• Short problem
Your task is to retype the lines between the line with "Rebuild this screenshot as a component, using" and the line with "Globe, House, Upload", inclusive. Copy no pictures and no other lines.

## start Source material

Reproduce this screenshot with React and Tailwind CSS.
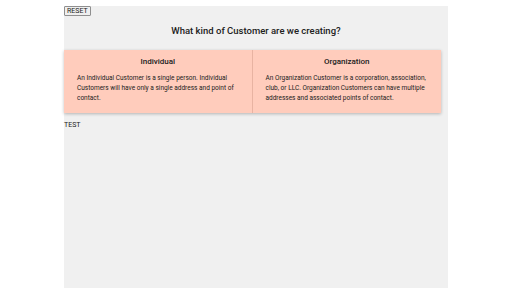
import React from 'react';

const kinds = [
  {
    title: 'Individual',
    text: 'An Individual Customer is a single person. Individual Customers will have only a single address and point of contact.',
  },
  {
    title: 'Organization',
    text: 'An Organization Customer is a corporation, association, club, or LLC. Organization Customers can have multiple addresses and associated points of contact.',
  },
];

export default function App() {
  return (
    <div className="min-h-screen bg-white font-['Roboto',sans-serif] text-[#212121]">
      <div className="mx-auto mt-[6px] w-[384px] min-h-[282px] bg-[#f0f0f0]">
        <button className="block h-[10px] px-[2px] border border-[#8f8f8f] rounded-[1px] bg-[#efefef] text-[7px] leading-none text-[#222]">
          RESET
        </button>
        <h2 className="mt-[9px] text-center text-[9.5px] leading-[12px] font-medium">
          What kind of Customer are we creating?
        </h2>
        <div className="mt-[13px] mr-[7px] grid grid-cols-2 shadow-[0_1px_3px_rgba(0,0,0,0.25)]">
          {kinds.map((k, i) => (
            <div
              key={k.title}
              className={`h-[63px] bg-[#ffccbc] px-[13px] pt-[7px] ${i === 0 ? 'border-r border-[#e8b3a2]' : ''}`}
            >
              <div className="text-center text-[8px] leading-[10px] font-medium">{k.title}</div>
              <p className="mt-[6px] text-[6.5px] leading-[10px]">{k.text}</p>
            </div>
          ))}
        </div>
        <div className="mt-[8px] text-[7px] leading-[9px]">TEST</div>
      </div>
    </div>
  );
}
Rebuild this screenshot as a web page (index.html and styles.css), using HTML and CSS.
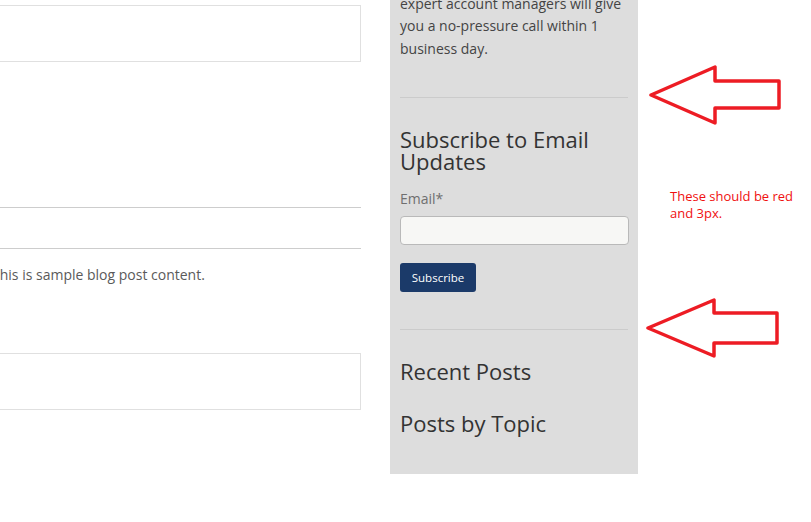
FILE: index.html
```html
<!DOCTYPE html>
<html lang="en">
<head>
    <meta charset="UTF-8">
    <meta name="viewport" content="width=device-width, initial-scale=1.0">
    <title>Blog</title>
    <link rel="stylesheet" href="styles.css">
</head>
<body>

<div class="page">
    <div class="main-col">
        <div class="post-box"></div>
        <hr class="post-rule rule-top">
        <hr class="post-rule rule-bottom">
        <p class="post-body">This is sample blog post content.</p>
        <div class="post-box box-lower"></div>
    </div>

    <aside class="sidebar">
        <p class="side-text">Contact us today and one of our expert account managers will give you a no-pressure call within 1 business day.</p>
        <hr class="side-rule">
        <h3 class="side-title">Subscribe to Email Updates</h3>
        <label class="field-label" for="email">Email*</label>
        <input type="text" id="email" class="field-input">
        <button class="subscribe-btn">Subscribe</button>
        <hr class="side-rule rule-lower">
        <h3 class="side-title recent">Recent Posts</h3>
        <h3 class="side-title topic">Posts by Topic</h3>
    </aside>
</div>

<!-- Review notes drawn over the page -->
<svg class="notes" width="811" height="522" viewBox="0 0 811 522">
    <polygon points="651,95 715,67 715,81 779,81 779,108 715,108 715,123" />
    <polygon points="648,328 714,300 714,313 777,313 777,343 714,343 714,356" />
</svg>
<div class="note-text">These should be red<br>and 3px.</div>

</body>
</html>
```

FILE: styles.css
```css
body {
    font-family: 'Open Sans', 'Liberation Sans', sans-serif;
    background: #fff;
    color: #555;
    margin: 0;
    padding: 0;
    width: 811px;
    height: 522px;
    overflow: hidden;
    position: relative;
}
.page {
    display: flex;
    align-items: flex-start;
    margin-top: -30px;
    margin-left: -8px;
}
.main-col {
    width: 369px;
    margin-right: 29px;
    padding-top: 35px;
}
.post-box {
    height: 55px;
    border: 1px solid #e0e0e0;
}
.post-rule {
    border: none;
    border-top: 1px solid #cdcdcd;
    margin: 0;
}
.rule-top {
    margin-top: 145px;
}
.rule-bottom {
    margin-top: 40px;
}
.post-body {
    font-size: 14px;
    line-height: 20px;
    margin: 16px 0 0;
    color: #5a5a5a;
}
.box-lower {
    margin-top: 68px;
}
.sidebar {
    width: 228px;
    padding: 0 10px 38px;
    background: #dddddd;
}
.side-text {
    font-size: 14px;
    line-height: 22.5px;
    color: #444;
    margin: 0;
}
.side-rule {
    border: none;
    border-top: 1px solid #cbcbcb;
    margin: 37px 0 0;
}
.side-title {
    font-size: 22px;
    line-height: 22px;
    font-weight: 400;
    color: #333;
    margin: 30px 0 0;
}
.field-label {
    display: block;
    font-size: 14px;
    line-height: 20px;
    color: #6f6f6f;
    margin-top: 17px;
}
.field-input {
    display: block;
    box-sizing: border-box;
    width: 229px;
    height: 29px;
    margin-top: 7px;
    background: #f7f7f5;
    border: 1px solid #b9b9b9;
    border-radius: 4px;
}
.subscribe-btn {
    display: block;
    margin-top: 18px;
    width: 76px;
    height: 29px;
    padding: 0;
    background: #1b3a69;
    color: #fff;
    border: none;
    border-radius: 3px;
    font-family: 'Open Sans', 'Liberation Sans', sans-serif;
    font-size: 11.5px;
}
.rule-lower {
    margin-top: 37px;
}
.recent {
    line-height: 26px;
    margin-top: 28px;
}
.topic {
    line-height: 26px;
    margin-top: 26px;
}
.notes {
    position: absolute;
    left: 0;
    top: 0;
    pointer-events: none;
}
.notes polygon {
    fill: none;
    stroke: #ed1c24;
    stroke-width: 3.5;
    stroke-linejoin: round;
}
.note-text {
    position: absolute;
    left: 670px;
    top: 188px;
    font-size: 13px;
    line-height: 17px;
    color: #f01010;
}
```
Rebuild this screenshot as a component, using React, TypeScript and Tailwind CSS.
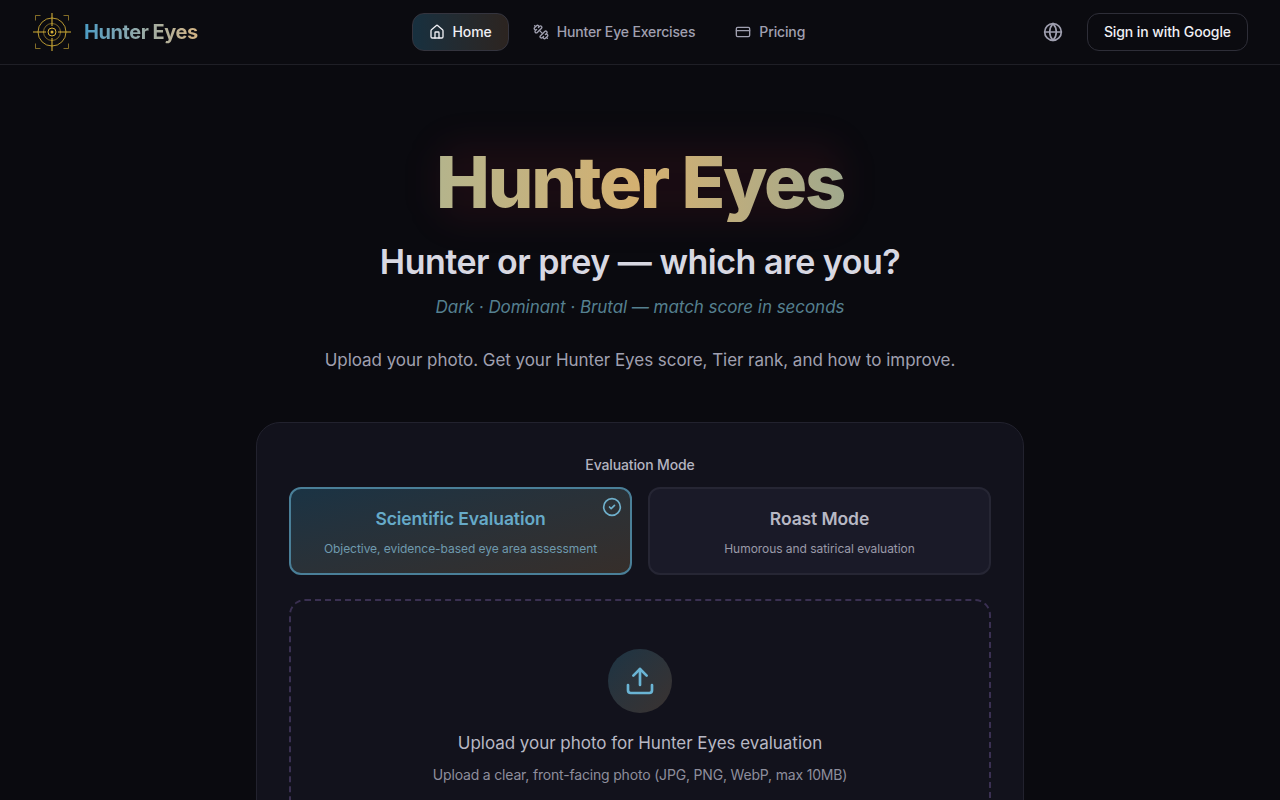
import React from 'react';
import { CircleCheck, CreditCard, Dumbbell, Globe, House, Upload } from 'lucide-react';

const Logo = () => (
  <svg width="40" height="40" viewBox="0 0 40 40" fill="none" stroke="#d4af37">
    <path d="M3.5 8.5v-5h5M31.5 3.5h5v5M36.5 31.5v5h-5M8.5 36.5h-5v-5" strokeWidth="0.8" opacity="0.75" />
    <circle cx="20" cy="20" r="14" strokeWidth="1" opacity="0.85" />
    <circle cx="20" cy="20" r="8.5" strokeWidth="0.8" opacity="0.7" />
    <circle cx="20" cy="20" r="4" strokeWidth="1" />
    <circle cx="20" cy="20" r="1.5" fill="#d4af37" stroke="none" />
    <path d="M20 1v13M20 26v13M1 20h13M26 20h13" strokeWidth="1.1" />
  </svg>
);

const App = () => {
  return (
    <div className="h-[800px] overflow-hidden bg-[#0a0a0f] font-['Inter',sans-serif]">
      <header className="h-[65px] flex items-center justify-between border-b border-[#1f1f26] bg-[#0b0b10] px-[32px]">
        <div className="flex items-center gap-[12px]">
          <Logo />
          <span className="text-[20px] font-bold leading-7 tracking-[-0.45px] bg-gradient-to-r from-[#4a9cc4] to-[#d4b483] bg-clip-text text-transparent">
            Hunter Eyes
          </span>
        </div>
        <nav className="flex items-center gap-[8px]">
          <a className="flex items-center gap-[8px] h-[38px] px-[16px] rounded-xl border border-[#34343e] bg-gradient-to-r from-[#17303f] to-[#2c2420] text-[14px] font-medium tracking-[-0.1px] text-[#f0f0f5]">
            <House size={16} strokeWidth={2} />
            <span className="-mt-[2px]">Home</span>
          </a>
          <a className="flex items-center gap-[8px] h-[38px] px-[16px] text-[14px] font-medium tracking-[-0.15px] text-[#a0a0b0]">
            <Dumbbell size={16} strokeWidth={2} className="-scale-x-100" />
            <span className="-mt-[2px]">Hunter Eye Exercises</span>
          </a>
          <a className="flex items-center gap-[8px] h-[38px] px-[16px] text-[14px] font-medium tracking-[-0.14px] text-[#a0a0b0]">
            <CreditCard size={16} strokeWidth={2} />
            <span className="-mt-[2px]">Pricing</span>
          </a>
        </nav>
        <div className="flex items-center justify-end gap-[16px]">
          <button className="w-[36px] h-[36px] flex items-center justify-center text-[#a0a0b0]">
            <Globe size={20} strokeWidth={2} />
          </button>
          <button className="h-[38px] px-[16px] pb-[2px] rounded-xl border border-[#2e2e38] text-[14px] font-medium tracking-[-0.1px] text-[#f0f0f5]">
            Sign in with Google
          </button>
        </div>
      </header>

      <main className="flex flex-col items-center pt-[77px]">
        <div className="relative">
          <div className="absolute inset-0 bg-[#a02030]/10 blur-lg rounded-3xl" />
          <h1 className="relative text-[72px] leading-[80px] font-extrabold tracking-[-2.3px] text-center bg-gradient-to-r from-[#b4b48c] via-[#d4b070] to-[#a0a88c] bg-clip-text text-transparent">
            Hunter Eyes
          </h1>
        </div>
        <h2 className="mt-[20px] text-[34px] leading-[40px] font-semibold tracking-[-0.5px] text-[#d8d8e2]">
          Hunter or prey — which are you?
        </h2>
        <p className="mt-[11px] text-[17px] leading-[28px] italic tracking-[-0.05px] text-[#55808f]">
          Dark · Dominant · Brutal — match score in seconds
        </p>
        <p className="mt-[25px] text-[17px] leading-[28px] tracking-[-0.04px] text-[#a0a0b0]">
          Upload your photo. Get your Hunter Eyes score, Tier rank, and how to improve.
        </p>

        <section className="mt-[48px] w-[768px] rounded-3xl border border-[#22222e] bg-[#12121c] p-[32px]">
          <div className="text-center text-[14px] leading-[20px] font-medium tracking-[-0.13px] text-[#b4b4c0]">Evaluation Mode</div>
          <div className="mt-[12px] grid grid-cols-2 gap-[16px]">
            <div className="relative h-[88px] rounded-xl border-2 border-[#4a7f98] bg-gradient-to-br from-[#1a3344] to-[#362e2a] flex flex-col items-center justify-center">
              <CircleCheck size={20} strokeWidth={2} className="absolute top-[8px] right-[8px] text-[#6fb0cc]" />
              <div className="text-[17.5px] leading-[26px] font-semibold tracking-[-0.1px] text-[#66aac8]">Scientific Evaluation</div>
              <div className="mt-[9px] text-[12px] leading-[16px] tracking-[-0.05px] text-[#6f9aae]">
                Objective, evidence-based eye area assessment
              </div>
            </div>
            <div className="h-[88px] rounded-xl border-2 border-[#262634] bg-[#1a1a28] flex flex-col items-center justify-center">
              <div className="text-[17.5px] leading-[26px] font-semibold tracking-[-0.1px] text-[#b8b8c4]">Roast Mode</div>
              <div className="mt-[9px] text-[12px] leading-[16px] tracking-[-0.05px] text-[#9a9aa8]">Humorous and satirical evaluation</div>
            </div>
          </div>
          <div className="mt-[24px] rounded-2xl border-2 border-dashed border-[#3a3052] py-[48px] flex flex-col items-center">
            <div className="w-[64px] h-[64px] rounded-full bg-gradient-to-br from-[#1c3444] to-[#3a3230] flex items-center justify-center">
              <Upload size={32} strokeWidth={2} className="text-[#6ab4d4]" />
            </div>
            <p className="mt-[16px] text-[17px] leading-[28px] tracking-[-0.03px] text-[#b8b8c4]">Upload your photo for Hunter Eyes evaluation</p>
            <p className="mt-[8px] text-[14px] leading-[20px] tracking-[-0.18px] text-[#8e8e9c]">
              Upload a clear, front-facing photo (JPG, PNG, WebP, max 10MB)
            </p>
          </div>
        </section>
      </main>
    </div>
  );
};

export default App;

## end Source material

• Correct answer
Rebuild this screenshot as a component, using React, TypeScript and Tailwind CSS.
import React from 'react';
import { CircleCheck, CreditCard, Dumbbell, Globe, House, Upload } from 'lucide-react';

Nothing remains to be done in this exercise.